Fidel Castro promeut désormais le mythe du « Nouvel Ordre Mondial », une théorie du complot qui a fait son apparition au sein de la très anticommuniste John Birch Society…
Dans une série de textes publiés entre le 15 et le 18 août sur le site web du gouvernement de La Havane (ici, là et là) et repris dans Granma, l’organe officiel du Parti communiste cubain, Fidel Castro recommande la lecture de Los Secretos del Club Bilderger [Les Secrets du Club Bilderberg], le « fabuleux ouvrage » (sic) de l’auteur conspirationniste Daniel Estulin (voir Bilderberg 2010 : ce que vous ne lirez pas ailleurs). Disponibles en huit langues, ces « réflexions du compañero Fidel » consistent, pour l’essentiel, en la reproduction d’extraits entiers du livre d’Estulin, produit d’une collaboration de plus de dix ans avec Jim Tucker, du journal d’extrême droite American Free Press.
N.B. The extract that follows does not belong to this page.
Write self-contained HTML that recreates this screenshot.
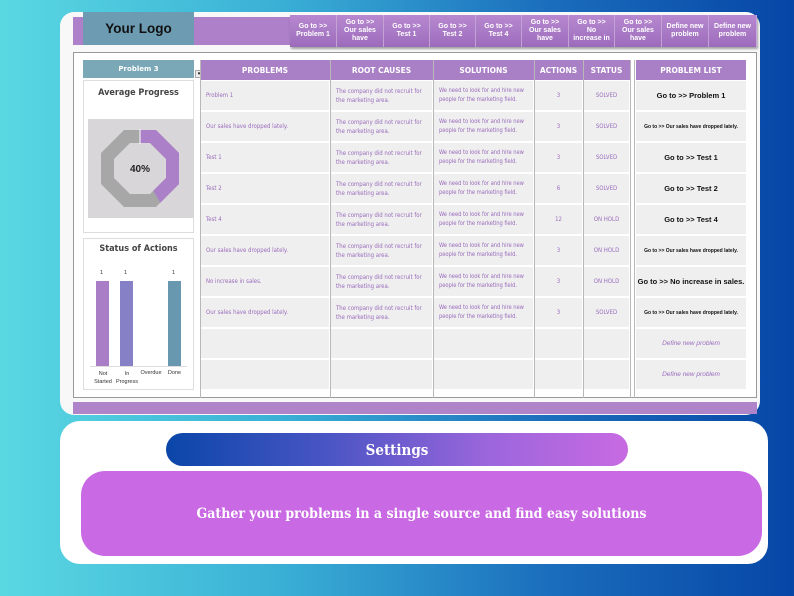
<!DOCTYPE html>
<html><head><meta charset="utf-8"><style>
*{margin:0;padding:0;box-sizing:border-box}
body{width:794px;height:596px;overflow:hidden;position:relative;font-family:"Liberation Sans",sans-serif;background:linear-gradient(90deg,#5ad8e2 0%,#3ab0d6 35%,#1a6cbc 70%,#0646a6 100%)}
.a{position:absolute}
.card{background:#f8f8f8;border-radius:14px}
.nav{position:absolute;top:15px;height:32px;background:linear-gradient(#b889d0,#9c6cbc);color:#fff;font-size:7px;font-weight:bold;text-align:center;display:flex;align-items:center;justify-content:center;line-height:8px;border-right:1px solid #c9a8dd;box-shadow:1px 2px 2px rgba(0,0,0,.35)}
.th{position:absolute;top:60px;height:20px;background:#a97fc6;color:#fff;font-size:7.5px;font-weight:bold;display:flex;align-items:center;justify-content:center;font-family:"DejaVu Sans",sans-serif}
.c{position:absolute;background:#efefef;font-family:"DejaVu Sans Condensed","DejaVu Sans",sans-serif;font-size:6px;color:#9a6cbc;line-height:9px;display:flex;align-items:center;padding:0 5px}
.ctr{justify-content:center}
.pl{position:absolute;left:636px;width:110px;background:#efefef;display:flex;align-items:center;justify-content:center;font-weight:bold;color:#111;text-align:center}
.vl{position:absolute;top:60px;height:338px;width:1px;background:#b8b8b8}
</style></head><body>
<div class="a card" style="left:60px;top:12px;width:700px;height:403px"></div>
<div class="a card" style="left:60px;top:421px;width:708px;height:143px;background:#fff;border-radius:20px"></div>

<div class="a" style="left:73px;top:17px;width:684px;height:28px;background:#ad80c9"></div>
<div class="a" style="left:83px;top:12px;width:111px;height:33px;background:#6c9bb2;color:#111;font-weight:bold;font-size:13.5px;display:flex;align-items:center;justify-content:center;font-family:'Liberation Sans',sans-serif">Your Logo</div>

<div class="nav" style="left:290px;width:47px">Go to &gt;&gt;<br>Problem 1</div>
<div class="nav" style="left:337px;width:47px">Go to &gt;&gt;<br>Our sales<br>have</div>
<div class="nav" style="left:384px;width:46px">Go to &gt;&gt;<br>Test 1</div>
<div class="nav" style="left:430px;width:46px">Go to &gt;&gt;<br>Test 2</div>
<div class="nav" style="left:476px;width:46px">Go to &gt;&gt;<br>Test 4</div>
<div class="nav" style="left:522px;width:47px">Go to &gt;&gt;<br>Our sales<br>have</div>
<div class="nav" style="left:569px;width:46px">Go to &gt;&gt;<br>No<br>increase in</div>
<div class="nav" style="left:615px;width:47px">Go to &gt;&gt;<br>Our sales<br>have</div>
<div class="nav" style="left:662px;width:47px">Define new<br>problem</div>
<div class="nav" style="left:709px;width:48px">Define new<br>problem</div>

<div class="a" style="left:73px;top:52px;width:684px;height:346px;background:#fff;border:1px solid #999"></div>

<div class="a" style="left:83px;top:60px;width:111px;height:18px;background:#7aa8b6;color:#fff;font-size:7px;font-weight:bold;display:flex;align-items:center;justify-content:center;font-family:'DejaVu Sans',sans-serif">Problem 3</div>
<div class="a" style="left:195px;top:70px;width:8px;height:8px;background:#eee;border:1px solid #aaa;font-size:5px;line-height:6px;text-align:center">▾</div>
<div class="a" style="left:83px;top:80px;width:111px;height:153px;background:#fff;border:1px solid #ddd"></div>
<div class="a" style="left:83px;top:88px;width:111px;text-align:center;font-size:9px;font-weight:bold;color:#444;font-family:'DejaVu Sans Condensed','DejaVu Sans',sans-serif">Average Progress</div>
<div class="a" style="left:88px;top:119px;width:106px;height:99px;background:#d9d6da"></div>
<svg class="a" style="left:88px;top:119px" width="106" height="99" viewBox="0 0 106 99">
<defs><clipPath id="w"><polygon points="52,0 52,49 120,49 120,0"/></clipPath><clipPath id="w2"><polygon points="52,49 120,49 120,90 82,100"/></clipPath></defs>
<path fill-rule="evenodd" fill="#a7a7a7" d="M36,11 L68,11 L91,34 L91,65 L68,88 L36,88 L13,65 L13,34 Z M42,24 L62,24 L78,40 L78,59 L62,75 L42,75 L26,59 L26,40 Z"/>
<g fill="#ab80c8" fill-rule="evenodd">
<path clip-path="url(#w)" d="M36,11 L68,11 L91,34 L91,65 L68,88 L36,88 L13,65 L13,34 Z M42,24 L62,24 L78,40 L78,59 L62,75 L42,75 L26,59 L26,40 Z"/>
<path clip-path="url(#w2)" d="M36,11 L68,11 L91,34 L91,65 L68,88 L36,88 L13,65 L13,34 Z M42,24 L62,24 L78,40 L78,59 L62,75 L42,75 L26,59 L26,40 Z"/>
</g>
<line x1="52" y1="10" x2="52" y2="25" stroke="#fff" stroke-width="1"/>
<text x="52" y="53" font-family="Liberation Sans" font-weight="bold" font-size="10" text-anchor="middle" fill="#222">40%</text>
</svg>

<div class="a" style="left:83px;top:238px;width:111px;height:152px;background:#fff;border:1px solid #ddd"></div>
<div class="a" style="left:83px;top:244px;width:111px;text-align:center;font-size:9px;font-weight:bold;color:#444;font-family:'DejaVu Sans Condensed','DejaVu Sans',sans-serif">Status of Actions</div>
<div class="a" style="left:96px;top:281px;width:13px;height:85px;background:#aa7ec6"></div>
<div class="a" style="left:120px;top:281px;width:13px;height:85px;background:#8680c6"></div>
<div class="a" style="left:168px;top:281px;width:13px;height:85px;background:#6898b0"></div>
<div class="a" style="left:90px;top:366px;width:97px;height:1px;background:#ddd"></div>
<div class="a" style="font-size:5.5px;color:#333;left:100px;top:270px">1</div>
<div class="a" style="font-size:5.5px;color:#333;left:124px;top:270px">1</div>
<div class="a" style="font-size:5.5px;color:#333;left:172px;top:270px">1</div>
<div class="a" style="font-size:5.5px;color:#333;left:92px;top:370px;width:22px;text-align:center;line-height:8px">Not Started</div>
<div class="a" style="font-size:5.5px;color:#333;left:115px;top:370px;width:24px;text-align:center;line-height:8px">In Progress</div>
<div class="a" style="font-size:5.5px;color:#333;left:139px;top:370px;width:24px;text-align:center">Overdue</div>
<div class="a" style="font-size:5.5px;color:#333;left:165px;top:370px;width:19px;text-align:center">Done</div>

<div class="th" style="left:200px;width:130px">PROBLEMS</div>
<div class="th" style="left:330px;width:103px">ROOT CAUSES</div>
<div class="th" style="left:433px;width:101px">SOLUTIONS</div>
<div class="th" style="left:534px;width:49px">ACTIONS</div>
<div class="th" style="left:583px;width:47px">STATUS</div>
<div class="th" style="left:636px;width:110px">PROBLEM LIST</div>

<div id="rows"></div>
<script>
var P=["Problem 1","Our sales have dropped lately.","Test 1","Test 2","Test 4","Our sales have dropped lately.","No increase in sales.","Our sales have dropped lately.","",""];
var A=["3","3","3","6","12","3","3","3","",""];
var S=["SOLVED","SOLVED","SOLVED","SOLVED","ON HOLD","ON HOLD","ON HOLD","SOLVED","",""];
var L=[["Go to >> Problem 1",7.5],["Go to >> Our sales have dropped lately.",5],["Go to >> Test 1",7.5],["Go to >> Test 2",7.5],["Go to >> Test 4",7.5],["Go to >> Our sales have dropped lately.",5],["Go to >> No increase in sales.",7.5],["Go to >> Our sales have dropped lately.",5],["Define new problem",6.5,1],["Define new problem",6.5,1]];
var h="";
function esc(s){return s.replace(/>/g,"&gt;")}
for(var i=0;i<10;i++){var y=81+i*31;var rc=i<8?"The company did not recruit for the marketing area.":"";var so=i<8?"We need to look for and hire new people for the marketing field.":"";
h+='<div class="c" style="left:201px;top:'+y+'px;width:128px;height:29px">'+P[i]+'</div>';
h+='<div class="c" style="left:331px;top:'+y+'px;width:101px;height:29px">'+rc+'</div>';
h+='<div class="c" style="left:434px;top:'+y+'px;width:99px;height:29px;padding:0 2px 0 5px;font-size:5.8px;letter-spacing:-0.05px">'+so+'</div>';
h+='<div class="c ctr" style="left:535px;top:'+y+'px;width:47px;height:29px">'+A[i]+'</div>';
h+='<div class="c ctr" style="left:584px;top:'+y+'px;width:45px;height:29px">'+S[i]+'</div>';
var st=L[i][2]?'font-weight:normal;font-style:italic;color:#9a6cbc;':'';
h+='<div class="pl" style="top:'+y+'px;height:29px;font-size:'+L[i][1]+'px;'+st+'">'+esc(L[i][0])+'</div>';}
document.getElementById("rows").innerHTML=h;
</script>
<div class="vl" style="left:200px"></div><div class="vl" style="left:330px"></div><div class="vl" style="left:433px"></div><div class="vl" style="left:534px"></div><div class="vl" style="left:583px"></div><div class="vl" style="left:630px"></div><div class="vl" style="left:634px"></div>

<div class="a" style="left:73px;top:402px;width:684px;height:12px;background:#af84c8"></div>

<div class="a" style="left:166px;top:433px;width:462px;height:33px;border-radius:17px;background:linear-gradient(90deg,#0a46a8,#4a55c4 35%,#9c66dc 70%,#c86ae2);color:#fff;font-family:'DejaVu Serif Condensed','DejaVu Serif',serif;font-weight:bold;font-size:15px;display:flex;align-items:center;justify-content:center">Settings</div>
<div class="a" style="left:81px;top:471px;width:681px;height:85px;border-radius:24px;background:#c96ae4;color:#fff;font-family:'DejaVu Serif Condensed','DejaVu Serif',serif;font-weight:bold;font-size:14px;display:flex;align-items:center;justify-content:center">Gather your problems in a single source and find easy solutions</div>
</body></html>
Castro cite également des extraits de The Satanic Roots of Rock [Les Racines sataniques du rock] de Donald Phau, l’un des membres de l’organisation politico-sectaire de Lyndon LaRouche, dans un passage où il fait des Beatles l’« arme secrète » d’une opération « bien planifiée et coordonnée ». Autre « source » mentionnée : Final Warning: A History of the New World Order [Avertissement final : une Histoire du Nouvel Ordre Mondial], de David A. Rivera. Ce livre, édité chez « Conspiracy » (2), se propose de retracer la généalogie d’un gouvernement mondial occulte mis en place par les « Illuminati », lesquels seraient les véritables instigateurs de la Révolution française… Plus loin, on lit que l’avènement du « Nouvel Ordre Mondial (…) signifiera la mort prématuré d’un peu plus de la moitié de la population », l’un des grands poncifs de la littérature conspirationniste (voir Le sida, la grippe aviaire, Henry Kissinger et la Torah).
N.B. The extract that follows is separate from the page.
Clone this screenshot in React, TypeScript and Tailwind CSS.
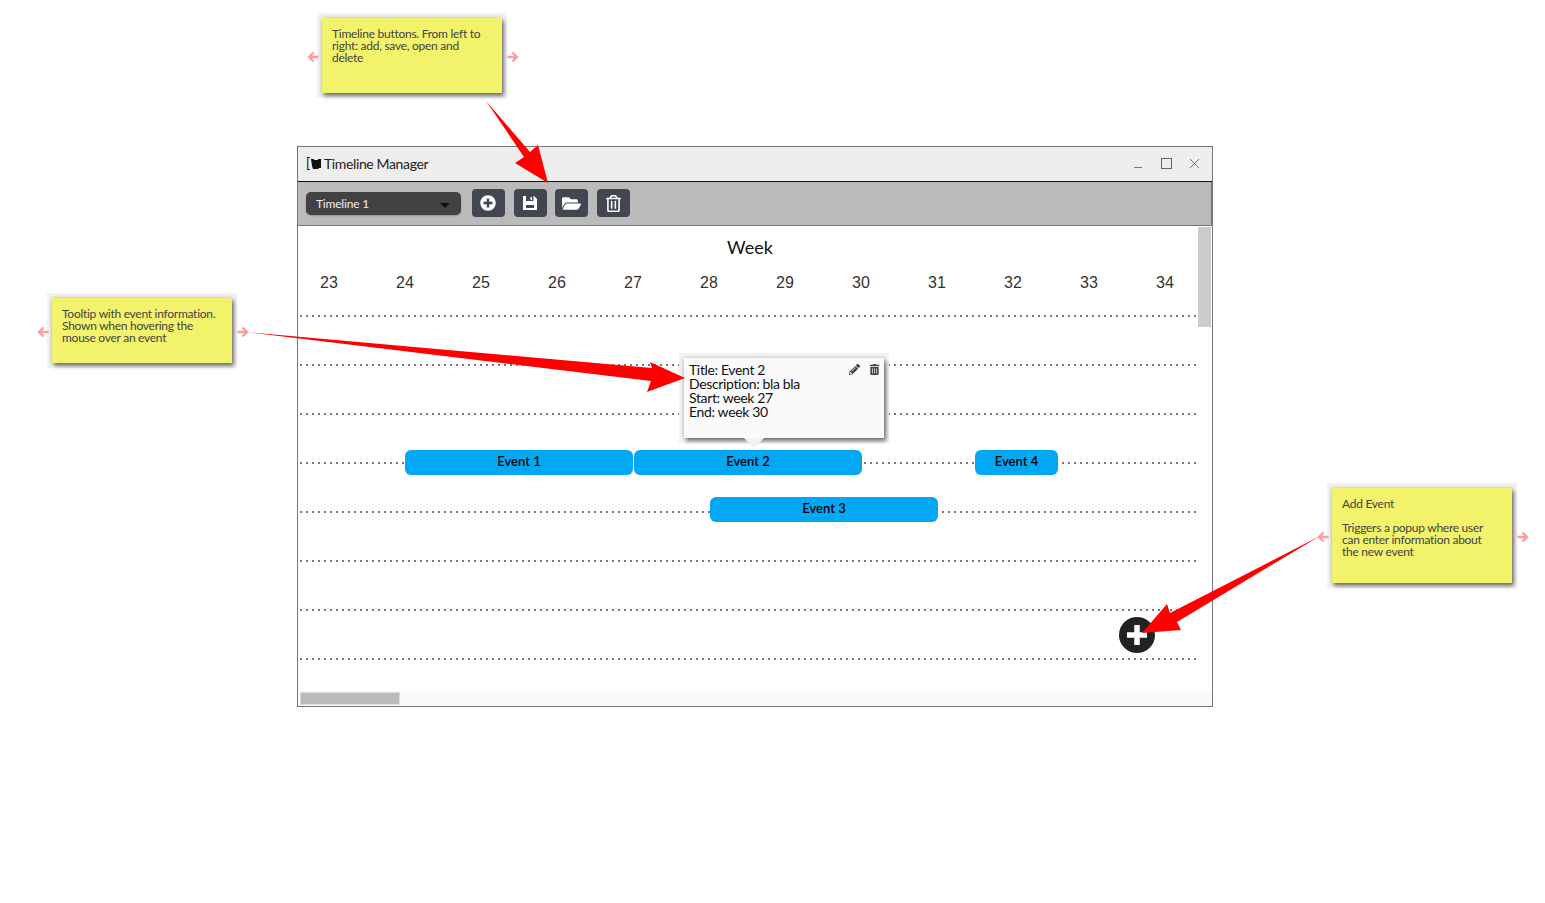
import { FaPlusCircle, FaFolderOpen, FaRegTrashAlt, FaPencilAlt, FaTrashAlt } from "react-icons/fa";

const weeks = [23, 24, 25, 26, 27, 28, 29, 30, 31, 32, 33, 34];
const sans = "font-['Lato','Noto_Sans',sans-serif]";

function PinkArrows({ top }: { top: string }) {
  return (
    <>
      <svg className={`absolute left-[-15px] w-[12px] h-[12px] ${top}`} viewBox="0 0 12 12" fill="none" stroke="#ff9c9c" strokeWidth="2.4">
        <path d="M6.5 1.5 2 6l4.5 4.5M2 6h9.5" />
      </svg>
      <svg className={`absolute right-[-17px] w-[12px] h-[12px] ${top}`} viewBox="0 0 12 12" fill="none" stroke="#ff9c9c" strokeWidth="2.4">
        <path d="M5.5 1.5 10 6l-4.5 4.5M10 6H.5" />
      </svg>
    </>
  );
}

function Note({ className, children }: { className: string; children: React.ReactNode }) {
  return (
    <div className={`absolute w-[180px] bg-[#f2f26b] text-[#444] text-[12px] leading-[12px] tracking-[-0.27px] pl-[10px] pr-[10px] pt-[10px] shadow-[2px_3px_4px_rgba(0,0,0,0.5),0_0_4px_rgba(0,0,0,0.2),0_0_0_5px_#f2f2f2] ${className}`}>
      {children}
    </div>
  );
}

function ToolButton({ children }: { children: React.ReactNode }) {
  return (
    <button className="w-[33px] h-[28px] rounded-[4px] bg-[#424650] text-white flex items-center justify-center text-[17px]">
      {children}
    </button>
  );
}

function EventBar({ label, className }: { label: string; className: string }) {
  return (
    <div className={`absolute h-[25px] pb-[1px] rounded-[6px] bg-[#02a8f3] text-black text-[13px] font-semibold flex items-center justify-center ${className}`}>
      {label}
    </div>
  );
}

function Row({ children }: { children?: React.ReactNode }) {
  return (
    <div className="relative shrink-0 h-[49px] w-[898px] bg-[linear-gradient(to_right,#777_2px,transparent_2px)] bg-[length:6px_2px] bg-repeat-x bg-top">
      <div className="absolute left-[914px] top-0 w-[1px] h-[2px] bg-[#333]" />
      {children}
    </div>
  );
}

export default function App() {
  return (
    <div className={`relative w-[1545px] h-[903px] overflow-hidden bg-white pt-[146px] pl-[297px] ${sans}`}>
      <div className="relative w-[916px] h-[561px] border border-[#777] flex flex-col bg-white">
        <div className="shrink-0 h-[35px] bg-[#eeeeee] flex items-center pl-[8px] pr-[13px] pb-[2px] border-b border-[#111]">
          <span className="text-[13px] text-black leading-none">[</span>
          <svg className="w-[10px] h-[11px] mr-[3px] ml-[1px]" viewBox="0 0 10 11" fill="#111">
            <path d="M0 1h2.5l1 1h3l1-1H10v9H8l-1 1H2L1 8z" />
          </svg>
          <span className="text-[14px] text-[#222] tracking-[-0.37px]">Timeline Manager</span>
          <div className="ml-auto flex items-center gap-[18px] text-[#666]">
            <svg className="w-[10px] h-[10px]" viewBox="0 0 10 10" stroke="#777" strokeWidth="1"><path d="M1 9.5h8" /></svg>
            <svg className="w-[11px] h-[11px]" viewBox="0 0 11 11" fill="none" stroke="#666" strokeWidth="1"><rect x=".5" y=".5" width="10" height="10" /></svg>
            <svg className="w-[9px] h-[9px]" viewBox="0 0 9 9" fill="none" stroke="#777" strokeWidth="1"><path d="M0 0l9 9M9 0 0 9" /></svg>
          </div>
        </div>
        <div className="shrink-0 h-[44px] bg-[#bbbbbb] border-b border-[#777] border-r border-r-[#777] flex items-center pl-[8px] pb-[1px] gap-[8.67px]">
          <div className="w-[155px] h-[23px] mt-[1px] mr-[2.33px] rounded-[5px] bg-[#424242] shadow-[0_1px_2px_rgba(0,0,0,0.2)] text-[#eee] text-[12px] tracking-[-0.2px] flex items-center pl-[10px] pr-[11px] justify-between">
            <span>Timeline 1</span>
            <span className="w-0 h-0 border-x-[5px] border-x-transparent border-t-[5px] border-t-[#111] mt-[3px]" />
          </div>
          <ToolButton><FaPlusCircle className="text-[16px]" /></ToolButton>
          <ToolButton>
            <svg className="w-[16px] h-[16px]" viewBox="0 0 16 16">
              <path fill="#fff" d="M1 1h11l3 3v11H1z" />
              <rect fill="#424650" x="4" y="1" width="7.5" height="5" />
              <rect fill="#fff" x="8.5" y="2" width="1.6" height="3" />
              <rect fill="#424650" x="4" y="10" width="8" height="3" />
            </svg>
          </ToolButton>
          <ToolButton><FaFolderOpen className="text-[19px]" /></ToolButton>
          <ToolButton><FaRegTrashAlt /></ToolButton>
        </div>
        <div className="relative flex-1 min-h-0 overflow-hidden flex flex-col">
          <div className="shrink-0 h-[89px] w-[904px] flex flex-col">
            <div className="h-[41px] pt-[9px] text-center text-[18px] leading-[24px] text-[#111]">Week</div>
            <div className="grid grid-cols-12 w-[912px] ml-[-7px] text-[16px] text-[#333] font-['Liberation_Sans',sans-serif] leading-[20px] pt-[6px]">
              {weeks.map((w) => (
                <div key={w} className="text-center">{w}</div>
              ))}
            </div>
          </div>
          <Row />
          <Row />
          <Row />
          <Row>
            <EventBar label="Event 1" className="left-[107px] top-[-12px] w-[228px]" />
            <EventBar label="Event 2" className="left-[336px] top-[-12px] w-[228px]" />
            <EventBar label="Event 4" className="left-[677px] top-[-12px] w-[83px]" />
          </Row>
          <Row>
            <EventBar label="Event 3" className="left-[412px] top-[-14px] w-[228px]" />
          </Row>
          <Row />
          <Row />
          <Row />
          <div className="absolute left-[386px] top-[132px] w-[200px] h-[80px] bg-[#fafafa] shadow-[2px_3px_4px_rgba(0,0,0,0.5),0_0_4px_rgba(0,0,0,0.2),0_0_0_5px_#f2f2f2] pl-[5px] pt-[5px] text-[14px] leading-[14px] tracking-[-0.35px] text-[#111]">
            <div>Title: Event 2</div>
            <div>Description: bla bla</div>
            <div>Start: week 27</div>
            <div>End: week 30</div>
            <FaPencilAlt className="absolute left-[165px] top-[6px] text-[11px] text-[#444]" />
            <FaTrashAlt className="absolute left-[185px] top-[6px] text-[11px] text-[#444]" />
            <div className="absolute left-[60px] top-[80px] w-0 h-0 border-x-[10px] border-x-transparent border-t-[10px] border-t-[#f2f2f2]" />
          </div>
          <div className="absolute left-[821px] top-[391px] w-[36px] h-[36px] rounded-full bg-[#222] flex items-center justify-center">
            <svg className="w-[20px] h-[20px]" viewBox="0 0 20 20" stroke="#fff" strokeWidth="5.5"><path d="M10 0v20M0 10h20" /></svg>
          </div>
          <div className="absolute right-[1px] top-[1px] w-[13px] h-[100px] bg-[#cccccc]" />
          <div className="absolute left-0 right-0 bottom-0 h-[15px] bg-[#fafafa] pl-[2px] pt-[1px]">
            <div className="w-[100px] h-[13px] bg-[#bbbbbb] border border-[#ddd]" />
          </div>
        </div>
      </div>

      <Note className="left-[322px] top-[18px] h-[75px]">
        Timeline buttons. From left to right: add, save, open and delete
        <PinkArrows top="top-[33px]" />
      </Note>
      <Note className="left-[52px] top-[298px] h-[65px]">
        Tooltip with event information. Shown when hovering the mouse over an event
        <PinkArrows top="top-[28px]" />
      </Note>
      <Note className="left-[1332px] top-[488px] h-[95px]">
        <div className="mb-[12px]">Add Event</div>
        <div className="pr-[10px]">Triggers a popup where user can enter information about the new event</div>
        <PinkArrows top="top-[43px]" />
      </Note>

      <svg className="absolute inset-0 w-[1545px] h-[903px] pointer-events-none" viewBox="0 0 1545 903" fill="#ff0000">
        <polygon points="486,101 530,152 538,145 548,183 515,163 524,157" />
        <polygon points="245,332 652,368 650,362 685,378 647,392 651,381" />
        <polygon points="1320,536 1170,613 1167,604 1142,633 1181,630 1177,622" />
      </svg>
    </div>
  );
}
Le mythe du « Nouvel Ordre Mondial » est né à la fin des années 1950 au sein de la droite américaine ultra-conservatrice avant de commencer à séduire, dans les années 1990, une partie de la gauche radicale. Les premiers à le diffuser étaient les anticommunistes viscéraux de la John Birch Society. Selon eux, le président Eisenhower était un agent soviétique et l’ONU travaillait secrètement à l’établissement d’un «gouvernement socialiste mondial».
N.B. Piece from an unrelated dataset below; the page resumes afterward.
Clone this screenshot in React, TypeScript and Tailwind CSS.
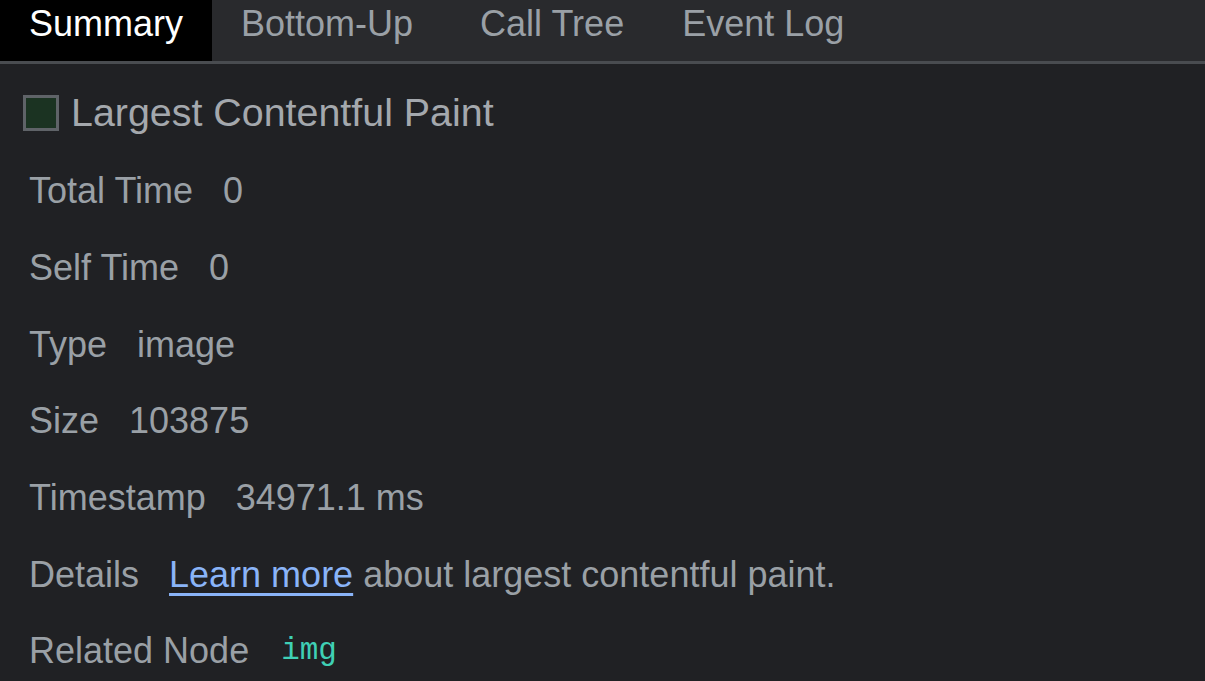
const tabs = ["Summary", "Bottom-Up", "Call Tree", "Event Log"];

function Row({ label, children }: { label: string; children: React.ReactNode }) {
    return (
        <div className="flex items-center h-[76.7px] pl-[29px] whitespace-nowrap">
            <span className="mr-[30px]">{label}</span>
            {children}
        </div>
    );
}

export default function App() {
    return (
        <div
            className="w-[1205px] h-[681px] overflow-hidden bg-[#202124] text-[#9aa0a6] text-[36px]"
            style={{ fontFamily: '"Liberation Sans", Arial, sans-serif' }}
        >
            {/* Tab strip */}
            <div className="flex h-[64px] bg-[#292a2d] border-b-[3px] border-[#494c50]">
                {tabs.map((t, i) => (
                    <div
                        key={t}
                        className={`pl-[29px] pt-[2px] leading-[44px] h-[61px] ${
                            i === 1 ? "pr-[38px]" : "pr-[29px]"
                        } ${i === 0 ? "bg-black text-white" : "text-[#9aa0a6]"}`}
                    >
                        {t}
                    </div>
                ))}
            </div>

            {/* Title */}
            <div className="flex items-center h-[89px] pt-2 pl-[23px]">
                <div className="w-[36px] h-[36px] border-[3px] border-[#5f6368] bg-[#1b3322] mr-[12px]" />
                <span className="text-[39.4px] text-[#a4a8ad]">Largest Contentful Paint</span>
            </div>

            <Row label="Total Time">
                <span>0</span>
            </Row>
            <Row label="Self Time">
                <span>0</span>
            </Row>
            <Row label="Type">
                <span>image</span>
            </Row>
            <Row label="Size">
                <span>103875</span>
            </Row>
            <Row label="Timestamp">
                <span>34971.1 ms</span>
            </Row>
            <Row label="Details">
                <span>
                    <a className="text-[#8ab4f8] underline decoration-[3px] underline-offset-[6px] cursor-pointer">
                        Learn more
                    </a>{" "}
                    about largest contentful paint.
                </span>
            </Row>
            <Row label="Related Node">
                <span
                    className="text-[#3fd0b5] text-[31px] ml-[2px]"
                    style={{ fontFamily: '"Liberation Mono", "DejaVu Sans Mono", monospace' }}
                >
                    img
                </span>
            </Row>
        </div>
    );
}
Fidel Castro est loin d’en être à ses premiers dérapages conspirationnistes. En 2007, il avait publiquement pris partie en faveur de la théorie du complot sur les attentats du 11 septembre 2001 (3) tandis que la télévision cubaine avait diffusé un film faisant la part belle aux thèses révisionnistes de Thierry Meyssan, le président du Réseau Voltaire. Il y a quelques semaines, s’appuyant sur un texte de Wayne Madsen (voir « Wikileaks manipulé par la CIA » : décryptage d’une théorie du complot) et sur le site Global Research, de Michel Chossudovsky (lequel signe également des textes complotistes diffusés par le gouvernement vénézuélien), il expliquait que le torpillage de la corvette sud-coréenne Cheonan en mars dernier, attribuée à la marine de la Corée du Nord par une commission d’enquête internationale, était en réalité une opération « sous faux pavillon » montée par les services américains et visant à faire accuser le régime de Pyongyang (4).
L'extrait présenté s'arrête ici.